Charles Kershaw's daughter Alice was married to Howard Cranston Potter whose grandfather was James Brown among the founders of Brown Bros. & Co. and whose father Howard Potter was the senior partner in Brown, Shipley & Co.. Rather than join the family business Howard C. Potter invested in and joined Kershaw & Co. and operated a branch from Tacoma, Washington.

C.J. Kershaw & Sons

In addition to the commission business carried on by the above-named firm, Mr. Kershaw, commenced 1875 another copartnership which carried on an extensive trade in lumber and salt. C.J. Kershaw & Sons were dealers in lumber, salt stucco, lime, etc. The lumber yards were located on the north side of Burnham's Slip, near the foot of Sixth avenue. This area of Milwaukee is currently as of 2009 Clock Tower Acres. The business was established by proprietors in 1875. A directory published in 1881 describes the business. From fifty to seventy-five men were employed about the extensive yards. The sales aggregate was nearly 12,000,000 board feet (30,000 m3) of lumber per year. This branch of the business was under the management of R. Stockwell, Jr., who had been superintendent of the yards since 1877. The house, with office at No. 68 West Water street, under a separate management, nearly controlled the salt trade of the city, and had a large shipping trade with the interior. This department conducting salt trde was under the superintendency of P.H. Kershaw, the junior partner of the house.

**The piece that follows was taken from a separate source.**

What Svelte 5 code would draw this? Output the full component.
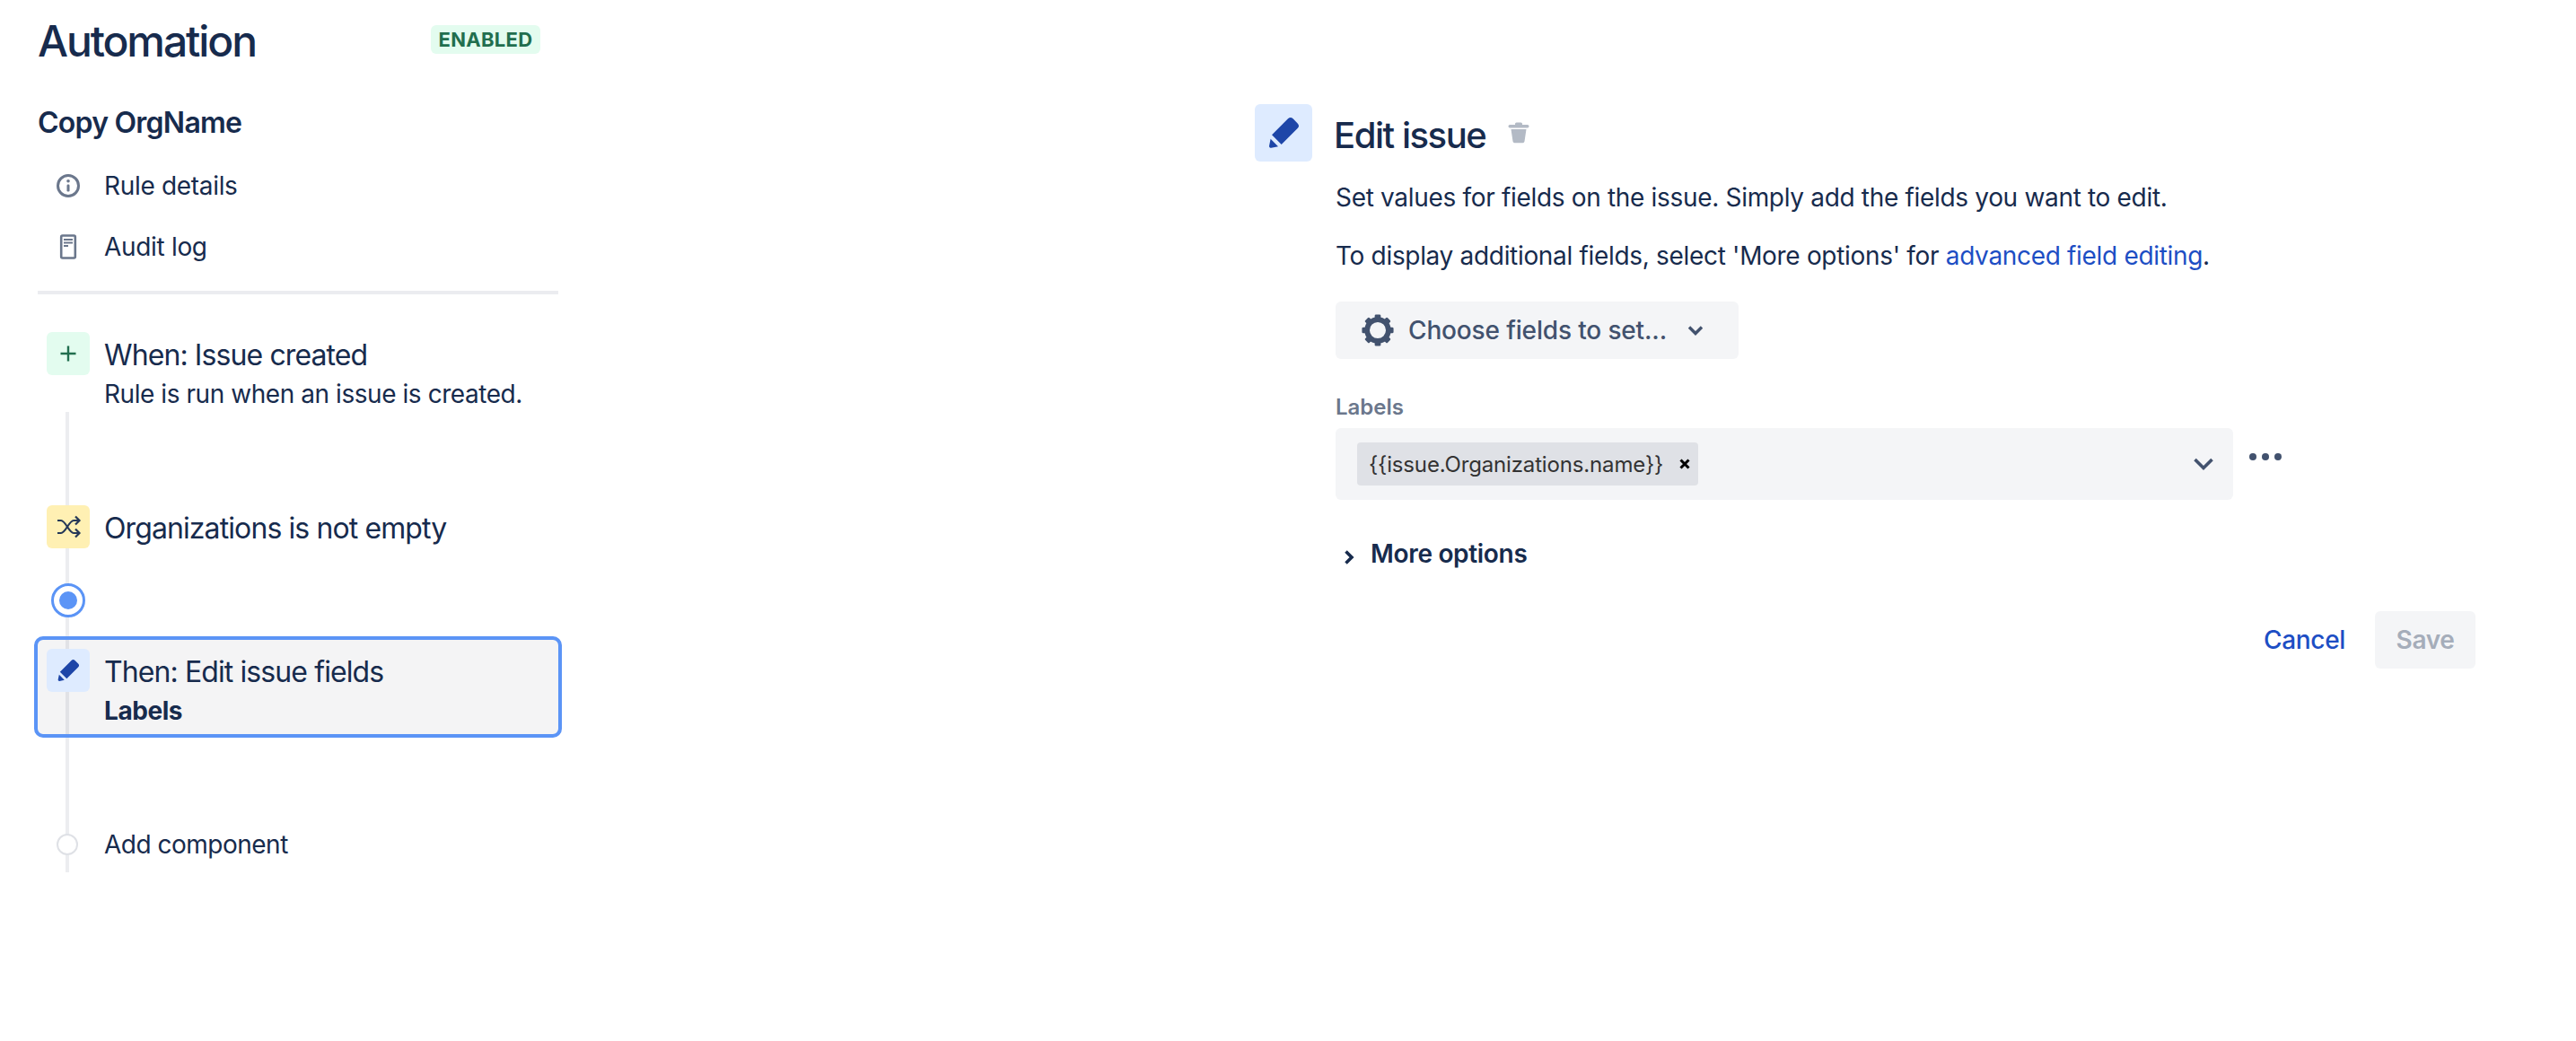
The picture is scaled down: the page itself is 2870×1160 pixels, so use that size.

Northwestern Grain Elevator

In 1876 he also entered into copartnership with Charles Manegold, Jr. under the firm name of C. Manegold, Jr. & Co., the firm owning and running the Northwestern Elevator. These varieties of business under the different styles mentioned being successfully and energetically carried on by Mr. Kershaw and his associates. He was an honored member of the Milwaukee Chamber of Commerce since 1861, and has served on every important committee, and as Vice-President of the Board. His reputation and business standing among his associates is untarnished, and his ability unquestioned.

Family

Mr. Kershaw married Miss Mary E. Leavenworth, daughter of Colonel Jesse Henry Leavenworth. They had eight children, Phillip H. Kershaw, Charles J. Kershaw, Jr, Henry Kershaw, Thomas Kershaw, Leavenworth Kershaw, Alice the wife of Howard Cranston Potter, Jessie Kershaw and Mabel the wife of Dr. Burton J. Lee, of New York[1] Obituary of Burton J. Lee, Jr.</ref>. Charles James Kershaw's granddaughter Bertha Marie Potter was the wife of William Boeing and his great-grandson is Burton J. Lee III, White House physician in the administration of George H.W. Bush.

Wreck of the C.J. Kershaw

Charles James Kershaw participated in partnerships which invested in a number of ships which carried cargo on the Great Lakes. One of these was vessels was named after him, a wooden steamer of 1,324 gross tons, 223 feet (68 m) long, 37 feet (11 m) wide and 20 feet (6 m) draft which continued under the name "C.J. Kershaw" after it was sold. It passed through various owners and in and out then back into the ownership of William Mack. It was built in 1874 at Bay City, Michigan It foundered in a storm on Chocolay Reef off Marquette, Michigan on Lake Superior on the night of September 29, 1895. Due to the action of lifesavers none of the thirteen aboard died. As a result of its location it is one of the most popular dive sites in Northern Michigan.